Lines holding the string "that" are the ones to copy; find them all in the data.

--- start of Data lines ---

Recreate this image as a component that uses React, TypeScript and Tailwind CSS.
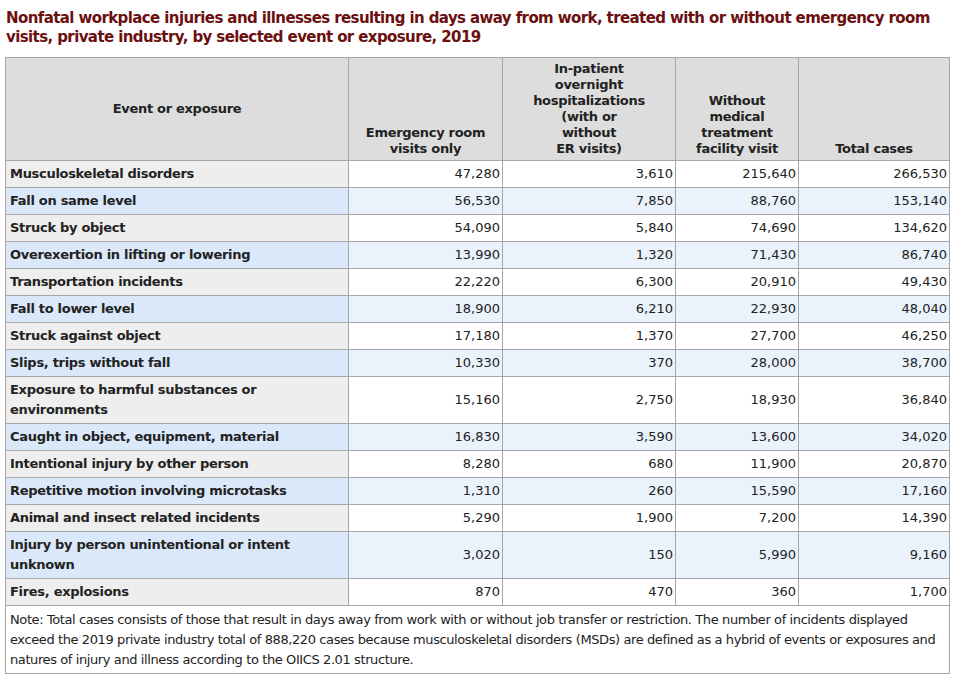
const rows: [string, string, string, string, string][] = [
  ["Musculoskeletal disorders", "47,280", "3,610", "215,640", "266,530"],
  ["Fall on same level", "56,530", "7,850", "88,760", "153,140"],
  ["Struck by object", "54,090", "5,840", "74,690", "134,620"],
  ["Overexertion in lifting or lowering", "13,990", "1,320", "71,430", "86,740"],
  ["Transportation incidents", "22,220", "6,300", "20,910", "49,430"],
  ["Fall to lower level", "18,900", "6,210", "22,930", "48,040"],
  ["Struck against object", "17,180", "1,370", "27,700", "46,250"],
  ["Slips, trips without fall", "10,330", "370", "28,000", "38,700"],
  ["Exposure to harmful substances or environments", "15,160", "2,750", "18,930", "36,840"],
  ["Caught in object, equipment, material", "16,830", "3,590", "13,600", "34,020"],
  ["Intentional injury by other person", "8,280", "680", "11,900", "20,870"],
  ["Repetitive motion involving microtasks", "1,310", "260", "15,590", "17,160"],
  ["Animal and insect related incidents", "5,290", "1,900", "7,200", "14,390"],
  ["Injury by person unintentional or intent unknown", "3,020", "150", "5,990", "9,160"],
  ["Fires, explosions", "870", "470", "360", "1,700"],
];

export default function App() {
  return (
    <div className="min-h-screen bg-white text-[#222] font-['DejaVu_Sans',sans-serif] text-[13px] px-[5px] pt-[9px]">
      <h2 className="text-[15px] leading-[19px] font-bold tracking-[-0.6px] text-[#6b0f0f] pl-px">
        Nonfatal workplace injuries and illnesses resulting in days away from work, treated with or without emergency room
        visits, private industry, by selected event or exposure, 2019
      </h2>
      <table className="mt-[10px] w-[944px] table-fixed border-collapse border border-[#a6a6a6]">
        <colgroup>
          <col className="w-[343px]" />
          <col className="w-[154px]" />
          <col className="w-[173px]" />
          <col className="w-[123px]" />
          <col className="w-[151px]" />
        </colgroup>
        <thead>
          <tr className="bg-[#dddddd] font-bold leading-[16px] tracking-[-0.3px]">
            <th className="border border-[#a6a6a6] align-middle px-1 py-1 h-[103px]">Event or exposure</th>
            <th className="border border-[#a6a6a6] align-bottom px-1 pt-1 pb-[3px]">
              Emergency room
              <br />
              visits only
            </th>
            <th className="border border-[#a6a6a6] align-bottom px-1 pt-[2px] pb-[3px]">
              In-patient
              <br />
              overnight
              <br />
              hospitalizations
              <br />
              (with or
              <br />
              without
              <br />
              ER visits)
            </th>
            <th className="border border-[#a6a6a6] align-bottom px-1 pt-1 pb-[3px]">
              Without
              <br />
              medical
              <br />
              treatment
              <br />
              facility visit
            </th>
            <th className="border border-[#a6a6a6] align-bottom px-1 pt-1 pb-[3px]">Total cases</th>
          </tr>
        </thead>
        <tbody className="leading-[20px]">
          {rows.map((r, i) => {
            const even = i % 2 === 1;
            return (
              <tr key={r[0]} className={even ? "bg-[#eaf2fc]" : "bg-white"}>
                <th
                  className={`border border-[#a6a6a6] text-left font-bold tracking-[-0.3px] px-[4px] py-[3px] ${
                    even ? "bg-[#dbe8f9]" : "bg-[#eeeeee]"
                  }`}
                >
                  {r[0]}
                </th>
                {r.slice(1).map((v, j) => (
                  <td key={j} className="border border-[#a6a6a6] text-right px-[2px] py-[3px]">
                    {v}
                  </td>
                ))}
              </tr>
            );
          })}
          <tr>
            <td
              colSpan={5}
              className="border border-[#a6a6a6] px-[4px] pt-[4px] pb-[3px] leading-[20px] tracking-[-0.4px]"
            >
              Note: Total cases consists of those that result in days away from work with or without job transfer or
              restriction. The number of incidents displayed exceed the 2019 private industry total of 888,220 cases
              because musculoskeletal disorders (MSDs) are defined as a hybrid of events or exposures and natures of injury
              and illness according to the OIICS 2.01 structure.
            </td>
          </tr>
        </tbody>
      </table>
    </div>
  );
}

--- end of Data lines ---

__Response to this exercise__.
Recreate this image as a component that uses React, TypeScript and Tailwind CSS.
              Note: Total cases consists of those that result in days away from work with or without job transfer or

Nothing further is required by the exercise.